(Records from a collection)
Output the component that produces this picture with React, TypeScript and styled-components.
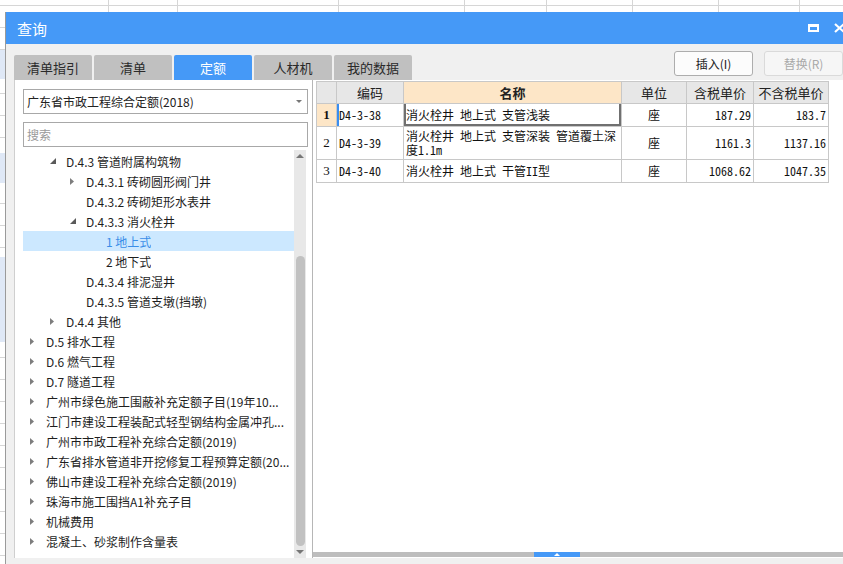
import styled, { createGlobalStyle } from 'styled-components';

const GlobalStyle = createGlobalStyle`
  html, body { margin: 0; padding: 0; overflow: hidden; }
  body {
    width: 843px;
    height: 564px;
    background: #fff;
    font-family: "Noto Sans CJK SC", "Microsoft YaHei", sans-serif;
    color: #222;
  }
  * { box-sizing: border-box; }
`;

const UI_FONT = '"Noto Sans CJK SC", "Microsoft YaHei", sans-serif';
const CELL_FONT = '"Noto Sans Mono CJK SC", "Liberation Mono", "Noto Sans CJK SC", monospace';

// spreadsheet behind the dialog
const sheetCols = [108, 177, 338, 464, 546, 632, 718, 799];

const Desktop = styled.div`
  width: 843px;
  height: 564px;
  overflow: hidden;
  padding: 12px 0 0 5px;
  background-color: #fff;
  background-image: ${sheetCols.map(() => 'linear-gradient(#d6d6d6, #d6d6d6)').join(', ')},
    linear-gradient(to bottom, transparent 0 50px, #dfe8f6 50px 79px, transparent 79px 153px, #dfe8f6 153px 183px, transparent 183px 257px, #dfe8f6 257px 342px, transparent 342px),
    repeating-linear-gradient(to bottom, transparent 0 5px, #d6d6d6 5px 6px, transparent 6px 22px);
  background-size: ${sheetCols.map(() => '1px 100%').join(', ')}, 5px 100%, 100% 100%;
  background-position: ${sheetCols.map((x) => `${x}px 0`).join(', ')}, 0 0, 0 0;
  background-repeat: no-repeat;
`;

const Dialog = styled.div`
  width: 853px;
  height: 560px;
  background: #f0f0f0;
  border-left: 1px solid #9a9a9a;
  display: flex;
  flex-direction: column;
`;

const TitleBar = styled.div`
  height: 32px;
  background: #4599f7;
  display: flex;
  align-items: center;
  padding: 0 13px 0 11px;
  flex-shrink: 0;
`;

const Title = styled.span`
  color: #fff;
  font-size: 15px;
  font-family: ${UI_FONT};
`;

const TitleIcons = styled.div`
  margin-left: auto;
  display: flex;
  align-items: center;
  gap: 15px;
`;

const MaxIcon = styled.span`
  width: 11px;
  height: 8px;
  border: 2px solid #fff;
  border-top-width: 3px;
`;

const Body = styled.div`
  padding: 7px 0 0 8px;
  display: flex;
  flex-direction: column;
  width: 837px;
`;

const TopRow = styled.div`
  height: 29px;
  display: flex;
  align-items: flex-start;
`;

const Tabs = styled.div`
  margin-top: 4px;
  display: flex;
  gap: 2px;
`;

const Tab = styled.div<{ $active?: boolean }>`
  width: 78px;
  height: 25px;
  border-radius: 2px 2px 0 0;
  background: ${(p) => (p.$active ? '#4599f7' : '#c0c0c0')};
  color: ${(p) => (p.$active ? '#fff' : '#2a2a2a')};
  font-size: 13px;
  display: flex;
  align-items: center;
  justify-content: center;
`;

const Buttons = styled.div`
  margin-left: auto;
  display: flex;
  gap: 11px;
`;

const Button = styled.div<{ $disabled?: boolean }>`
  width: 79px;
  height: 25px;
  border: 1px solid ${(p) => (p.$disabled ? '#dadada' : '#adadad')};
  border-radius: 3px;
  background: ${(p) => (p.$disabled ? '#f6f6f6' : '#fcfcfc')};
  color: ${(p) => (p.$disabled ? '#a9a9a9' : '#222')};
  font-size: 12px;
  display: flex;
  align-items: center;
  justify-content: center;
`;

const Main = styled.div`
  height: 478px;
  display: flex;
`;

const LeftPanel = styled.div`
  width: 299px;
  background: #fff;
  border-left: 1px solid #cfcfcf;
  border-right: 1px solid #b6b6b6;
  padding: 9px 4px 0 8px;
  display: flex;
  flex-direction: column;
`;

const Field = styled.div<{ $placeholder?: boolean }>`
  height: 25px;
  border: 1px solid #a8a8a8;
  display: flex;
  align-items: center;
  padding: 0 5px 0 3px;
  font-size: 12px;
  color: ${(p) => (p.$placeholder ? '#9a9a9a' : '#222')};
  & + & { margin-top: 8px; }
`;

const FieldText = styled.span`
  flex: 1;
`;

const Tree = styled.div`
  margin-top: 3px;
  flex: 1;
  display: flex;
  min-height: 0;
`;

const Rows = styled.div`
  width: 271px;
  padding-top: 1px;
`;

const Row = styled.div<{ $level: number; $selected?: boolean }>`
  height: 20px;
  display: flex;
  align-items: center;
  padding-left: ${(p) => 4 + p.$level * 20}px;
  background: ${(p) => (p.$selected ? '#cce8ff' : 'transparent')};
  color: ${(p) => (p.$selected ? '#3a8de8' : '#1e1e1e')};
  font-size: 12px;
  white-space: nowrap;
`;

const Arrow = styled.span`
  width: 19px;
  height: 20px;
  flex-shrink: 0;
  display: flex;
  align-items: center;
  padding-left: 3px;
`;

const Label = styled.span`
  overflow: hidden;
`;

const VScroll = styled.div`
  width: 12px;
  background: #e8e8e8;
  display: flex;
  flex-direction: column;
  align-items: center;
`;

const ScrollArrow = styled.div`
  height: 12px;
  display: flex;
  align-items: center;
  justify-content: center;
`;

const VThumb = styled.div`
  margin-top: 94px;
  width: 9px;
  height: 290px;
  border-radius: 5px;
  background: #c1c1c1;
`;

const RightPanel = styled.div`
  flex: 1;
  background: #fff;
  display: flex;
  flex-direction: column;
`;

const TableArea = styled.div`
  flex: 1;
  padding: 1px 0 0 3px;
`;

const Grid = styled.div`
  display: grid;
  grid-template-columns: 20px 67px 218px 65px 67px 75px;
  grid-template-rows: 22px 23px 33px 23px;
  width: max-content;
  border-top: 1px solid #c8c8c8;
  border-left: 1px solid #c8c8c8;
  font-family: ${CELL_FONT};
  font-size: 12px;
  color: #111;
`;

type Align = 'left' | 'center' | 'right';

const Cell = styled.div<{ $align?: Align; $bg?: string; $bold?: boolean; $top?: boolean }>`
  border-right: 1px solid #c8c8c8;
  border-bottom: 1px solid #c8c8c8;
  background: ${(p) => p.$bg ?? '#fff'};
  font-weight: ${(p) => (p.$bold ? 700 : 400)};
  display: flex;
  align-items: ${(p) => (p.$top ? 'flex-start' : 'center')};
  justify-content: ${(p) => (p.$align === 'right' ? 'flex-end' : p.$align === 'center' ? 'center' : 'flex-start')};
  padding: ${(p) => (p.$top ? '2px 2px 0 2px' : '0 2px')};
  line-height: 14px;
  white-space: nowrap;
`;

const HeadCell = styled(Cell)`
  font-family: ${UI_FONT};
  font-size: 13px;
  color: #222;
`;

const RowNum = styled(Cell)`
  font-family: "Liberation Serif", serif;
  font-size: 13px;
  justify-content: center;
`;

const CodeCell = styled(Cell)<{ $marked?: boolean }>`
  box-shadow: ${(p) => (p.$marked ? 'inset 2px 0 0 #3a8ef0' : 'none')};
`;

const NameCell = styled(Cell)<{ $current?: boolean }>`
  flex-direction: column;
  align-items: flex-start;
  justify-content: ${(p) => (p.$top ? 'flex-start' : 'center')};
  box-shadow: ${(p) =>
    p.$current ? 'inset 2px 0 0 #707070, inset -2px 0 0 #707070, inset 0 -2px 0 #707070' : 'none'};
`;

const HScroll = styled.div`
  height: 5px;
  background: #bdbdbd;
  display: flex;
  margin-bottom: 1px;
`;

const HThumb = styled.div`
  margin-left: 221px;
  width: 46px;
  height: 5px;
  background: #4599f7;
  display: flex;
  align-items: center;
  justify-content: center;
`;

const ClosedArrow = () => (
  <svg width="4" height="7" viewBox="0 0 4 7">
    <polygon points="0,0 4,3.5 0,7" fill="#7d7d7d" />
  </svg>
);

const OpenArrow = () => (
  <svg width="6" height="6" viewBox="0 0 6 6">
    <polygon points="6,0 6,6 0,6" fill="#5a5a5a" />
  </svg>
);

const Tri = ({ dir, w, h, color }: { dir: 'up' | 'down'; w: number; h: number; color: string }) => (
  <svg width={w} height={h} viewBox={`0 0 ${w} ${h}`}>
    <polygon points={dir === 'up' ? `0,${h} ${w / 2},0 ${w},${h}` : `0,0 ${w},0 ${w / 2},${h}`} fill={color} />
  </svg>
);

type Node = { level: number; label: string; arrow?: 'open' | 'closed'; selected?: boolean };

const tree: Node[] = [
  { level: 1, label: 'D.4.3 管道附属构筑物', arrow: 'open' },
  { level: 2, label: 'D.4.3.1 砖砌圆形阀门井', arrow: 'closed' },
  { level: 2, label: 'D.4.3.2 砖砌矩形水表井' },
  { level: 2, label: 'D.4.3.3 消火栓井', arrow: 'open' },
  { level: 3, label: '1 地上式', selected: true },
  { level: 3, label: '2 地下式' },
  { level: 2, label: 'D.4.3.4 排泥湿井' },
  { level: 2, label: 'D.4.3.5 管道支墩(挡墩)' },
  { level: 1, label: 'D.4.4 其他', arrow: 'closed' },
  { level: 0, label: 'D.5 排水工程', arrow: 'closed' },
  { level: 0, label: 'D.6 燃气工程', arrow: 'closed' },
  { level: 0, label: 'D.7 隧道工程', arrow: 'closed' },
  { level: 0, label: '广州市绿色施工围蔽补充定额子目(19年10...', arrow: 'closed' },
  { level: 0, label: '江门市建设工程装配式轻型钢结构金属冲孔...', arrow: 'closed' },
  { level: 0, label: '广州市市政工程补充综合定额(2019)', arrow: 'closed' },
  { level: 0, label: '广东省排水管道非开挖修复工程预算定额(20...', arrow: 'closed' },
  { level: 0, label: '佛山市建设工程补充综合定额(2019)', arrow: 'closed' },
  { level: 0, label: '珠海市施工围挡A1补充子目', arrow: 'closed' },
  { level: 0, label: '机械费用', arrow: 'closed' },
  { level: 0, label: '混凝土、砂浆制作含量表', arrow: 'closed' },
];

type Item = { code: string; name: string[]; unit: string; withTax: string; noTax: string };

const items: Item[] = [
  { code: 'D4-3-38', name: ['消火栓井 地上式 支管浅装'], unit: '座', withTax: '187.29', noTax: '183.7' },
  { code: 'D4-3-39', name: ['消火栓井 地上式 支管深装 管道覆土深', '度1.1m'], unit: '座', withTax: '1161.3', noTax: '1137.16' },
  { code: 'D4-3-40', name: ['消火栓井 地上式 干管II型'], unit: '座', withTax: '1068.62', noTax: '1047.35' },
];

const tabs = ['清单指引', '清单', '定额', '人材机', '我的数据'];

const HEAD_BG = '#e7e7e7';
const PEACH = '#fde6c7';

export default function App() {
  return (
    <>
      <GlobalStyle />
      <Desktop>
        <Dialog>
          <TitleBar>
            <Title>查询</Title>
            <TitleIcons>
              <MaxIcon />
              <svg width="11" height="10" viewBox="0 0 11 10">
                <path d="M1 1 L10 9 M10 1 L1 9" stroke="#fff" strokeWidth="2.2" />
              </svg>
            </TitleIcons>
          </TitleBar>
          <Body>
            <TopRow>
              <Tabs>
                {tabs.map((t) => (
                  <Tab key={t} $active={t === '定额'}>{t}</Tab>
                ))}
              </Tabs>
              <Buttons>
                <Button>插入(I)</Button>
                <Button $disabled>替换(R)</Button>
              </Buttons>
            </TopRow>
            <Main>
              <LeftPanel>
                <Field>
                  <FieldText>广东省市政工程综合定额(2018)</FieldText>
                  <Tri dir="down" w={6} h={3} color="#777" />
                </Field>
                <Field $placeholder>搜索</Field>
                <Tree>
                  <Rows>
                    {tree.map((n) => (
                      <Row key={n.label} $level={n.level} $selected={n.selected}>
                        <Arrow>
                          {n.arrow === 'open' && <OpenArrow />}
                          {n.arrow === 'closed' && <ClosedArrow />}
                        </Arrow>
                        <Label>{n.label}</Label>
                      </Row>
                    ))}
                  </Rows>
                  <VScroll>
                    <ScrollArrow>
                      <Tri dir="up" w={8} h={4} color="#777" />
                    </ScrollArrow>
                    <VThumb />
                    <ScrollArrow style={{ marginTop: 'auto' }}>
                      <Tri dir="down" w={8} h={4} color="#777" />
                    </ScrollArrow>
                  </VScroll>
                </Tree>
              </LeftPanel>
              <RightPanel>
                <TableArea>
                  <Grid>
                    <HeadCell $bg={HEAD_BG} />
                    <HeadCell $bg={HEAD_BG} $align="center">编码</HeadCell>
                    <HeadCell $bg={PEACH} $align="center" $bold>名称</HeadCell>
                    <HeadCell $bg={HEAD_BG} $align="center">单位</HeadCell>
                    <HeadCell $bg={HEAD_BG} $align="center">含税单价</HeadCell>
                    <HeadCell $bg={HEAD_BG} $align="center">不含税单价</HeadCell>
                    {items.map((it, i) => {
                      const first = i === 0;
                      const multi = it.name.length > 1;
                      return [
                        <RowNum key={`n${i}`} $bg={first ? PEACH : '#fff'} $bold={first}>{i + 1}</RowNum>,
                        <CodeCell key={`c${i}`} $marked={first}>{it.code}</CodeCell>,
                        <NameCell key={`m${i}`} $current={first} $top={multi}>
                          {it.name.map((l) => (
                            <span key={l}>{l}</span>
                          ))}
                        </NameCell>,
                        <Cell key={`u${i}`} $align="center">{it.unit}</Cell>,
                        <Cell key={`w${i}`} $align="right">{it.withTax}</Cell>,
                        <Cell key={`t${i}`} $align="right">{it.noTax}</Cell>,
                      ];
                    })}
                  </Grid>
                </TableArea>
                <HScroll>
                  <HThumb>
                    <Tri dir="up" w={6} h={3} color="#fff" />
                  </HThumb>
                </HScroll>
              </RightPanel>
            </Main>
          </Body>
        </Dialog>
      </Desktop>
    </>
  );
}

==

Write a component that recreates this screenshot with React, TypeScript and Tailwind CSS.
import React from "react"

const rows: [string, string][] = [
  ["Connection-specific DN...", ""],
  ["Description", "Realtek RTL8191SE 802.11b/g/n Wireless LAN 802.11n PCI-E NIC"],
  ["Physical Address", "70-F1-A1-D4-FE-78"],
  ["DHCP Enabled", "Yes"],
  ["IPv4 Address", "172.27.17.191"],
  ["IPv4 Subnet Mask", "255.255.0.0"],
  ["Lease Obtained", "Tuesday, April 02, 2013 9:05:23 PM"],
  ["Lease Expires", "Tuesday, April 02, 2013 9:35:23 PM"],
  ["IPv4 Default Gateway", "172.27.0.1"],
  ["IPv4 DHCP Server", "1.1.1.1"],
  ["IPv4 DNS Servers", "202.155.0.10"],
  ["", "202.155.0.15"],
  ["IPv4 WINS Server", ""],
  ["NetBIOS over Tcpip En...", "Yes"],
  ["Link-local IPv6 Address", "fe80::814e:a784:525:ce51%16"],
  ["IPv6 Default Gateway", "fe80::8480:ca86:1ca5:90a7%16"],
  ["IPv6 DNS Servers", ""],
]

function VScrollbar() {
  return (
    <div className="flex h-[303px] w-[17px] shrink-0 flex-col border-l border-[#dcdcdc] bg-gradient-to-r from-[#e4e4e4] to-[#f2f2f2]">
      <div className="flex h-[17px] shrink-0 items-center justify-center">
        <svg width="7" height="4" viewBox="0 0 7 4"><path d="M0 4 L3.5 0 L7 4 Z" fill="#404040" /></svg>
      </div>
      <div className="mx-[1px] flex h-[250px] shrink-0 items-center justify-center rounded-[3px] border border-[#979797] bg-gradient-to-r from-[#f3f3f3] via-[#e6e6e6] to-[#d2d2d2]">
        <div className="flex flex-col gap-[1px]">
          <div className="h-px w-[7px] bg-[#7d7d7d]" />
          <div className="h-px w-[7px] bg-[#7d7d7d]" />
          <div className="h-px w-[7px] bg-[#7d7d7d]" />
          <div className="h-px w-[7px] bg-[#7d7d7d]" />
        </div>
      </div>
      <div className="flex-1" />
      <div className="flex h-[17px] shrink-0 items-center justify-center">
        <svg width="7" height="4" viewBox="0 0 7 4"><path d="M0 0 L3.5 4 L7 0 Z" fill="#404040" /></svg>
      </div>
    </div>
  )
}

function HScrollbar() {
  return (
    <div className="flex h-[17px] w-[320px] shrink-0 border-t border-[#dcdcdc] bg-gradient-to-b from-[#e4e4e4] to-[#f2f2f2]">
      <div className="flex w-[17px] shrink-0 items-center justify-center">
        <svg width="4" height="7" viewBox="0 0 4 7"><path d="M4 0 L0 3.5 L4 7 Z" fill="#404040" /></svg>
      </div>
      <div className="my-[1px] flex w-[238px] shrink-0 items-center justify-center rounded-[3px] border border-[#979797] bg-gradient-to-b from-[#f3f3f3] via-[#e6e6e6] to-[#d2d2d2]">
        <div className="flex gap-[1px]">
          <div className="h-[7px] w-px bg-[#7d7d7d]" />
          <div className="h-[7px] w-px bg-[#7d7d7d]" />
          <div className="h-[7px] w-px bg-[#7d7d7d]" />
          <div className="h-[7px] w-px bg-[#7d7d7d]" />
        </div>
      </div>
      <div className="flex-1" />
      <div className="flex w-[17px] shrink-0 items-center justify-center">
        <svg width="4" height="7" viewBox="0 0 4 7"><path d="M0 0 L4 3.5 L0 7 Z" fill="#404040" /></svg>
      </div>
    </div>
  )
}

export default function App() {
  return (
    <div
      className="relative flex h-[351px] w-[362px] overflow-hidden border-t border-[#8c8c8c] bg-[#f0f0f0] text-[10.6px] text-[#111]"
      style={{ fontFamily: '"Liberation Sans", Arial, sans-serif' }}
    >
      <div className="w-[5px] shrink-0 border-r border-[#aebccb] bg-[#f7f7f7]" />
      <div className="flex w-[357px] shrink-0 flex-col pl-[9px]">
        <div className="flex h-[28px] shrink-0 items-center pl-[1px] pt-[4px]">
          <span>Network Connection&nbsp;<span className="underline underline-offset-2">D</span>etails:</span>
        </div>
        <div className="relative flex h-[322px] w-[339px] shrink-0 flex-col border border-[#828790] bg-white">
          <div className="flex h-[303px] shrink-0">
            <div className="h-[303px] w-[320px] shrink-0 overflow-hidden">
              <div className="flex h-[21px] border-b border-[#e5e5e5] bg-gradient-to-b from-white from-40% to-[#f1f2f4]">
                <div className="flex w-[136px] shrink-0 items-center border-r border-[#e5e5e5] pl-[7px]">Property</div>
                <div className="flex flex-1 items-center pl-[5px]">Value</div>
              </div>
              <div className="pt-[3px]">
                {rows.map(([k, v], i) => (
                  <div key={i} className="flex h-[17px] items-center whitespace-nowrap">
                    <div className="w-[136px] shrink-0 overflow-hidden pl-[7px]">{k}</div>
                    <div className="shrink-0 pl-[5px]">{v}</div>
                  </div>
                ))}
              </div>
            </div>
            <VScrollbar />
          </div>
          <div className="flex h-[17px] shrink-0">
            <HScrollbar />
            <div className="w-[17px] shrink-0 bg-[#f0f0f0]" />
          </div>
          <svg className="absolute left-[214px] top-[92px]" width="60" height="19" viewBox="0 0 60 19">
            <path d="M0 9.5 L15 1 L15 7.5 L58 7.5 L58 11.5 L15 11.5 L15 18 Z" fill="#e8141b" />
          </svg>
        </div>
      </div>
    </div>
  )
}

---

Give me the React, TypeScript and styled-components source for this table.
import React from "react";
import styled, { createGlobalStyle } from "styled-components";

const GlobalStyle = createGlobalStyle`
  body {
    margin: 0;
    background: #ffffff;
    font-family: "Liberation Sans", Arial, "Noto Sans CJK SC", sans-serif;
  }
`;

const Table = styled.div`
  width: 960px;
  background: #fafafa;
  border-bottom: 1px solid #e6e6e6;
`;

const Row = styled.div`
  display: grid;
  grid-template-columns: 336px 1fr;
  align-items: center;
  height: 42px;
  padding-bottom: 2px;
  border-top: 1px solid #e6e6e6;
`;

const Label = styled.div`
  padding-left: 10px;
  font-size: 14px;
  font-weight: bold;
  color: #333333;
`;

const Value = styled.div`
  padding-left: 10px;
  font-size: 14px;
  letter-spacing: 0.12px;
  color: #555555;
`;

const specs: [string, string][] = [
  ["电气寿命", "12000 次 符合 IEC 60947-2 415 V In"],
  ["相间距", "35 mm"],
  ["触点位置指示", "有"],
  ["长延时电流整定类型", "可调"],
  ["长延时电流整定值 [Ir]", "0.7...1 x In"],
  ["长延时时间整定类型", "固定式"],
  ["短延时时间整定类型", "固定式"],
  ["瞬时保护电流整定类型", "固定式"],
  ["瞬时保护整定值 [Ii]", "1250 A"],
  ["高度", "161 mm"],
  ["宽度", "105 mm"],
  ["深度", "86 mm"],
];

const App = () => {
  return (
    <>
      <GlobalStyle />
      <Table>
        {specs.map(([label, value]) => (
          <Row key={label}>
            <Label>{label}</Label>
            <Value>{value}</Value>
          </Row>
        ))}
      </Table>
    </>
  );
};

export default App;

• REQUIRED WORK: Search the records for the word "React" and copy every line where it occurs.

• RESULT:
Output the component that produces this picture with React, TypeScript and styled-components.
Write a component that recreates this screenshot with React, TypeScript and Tailwind CSS.
import React from "react"
Give me the React, TypeScript and styled-components source for this table.
import React from "react";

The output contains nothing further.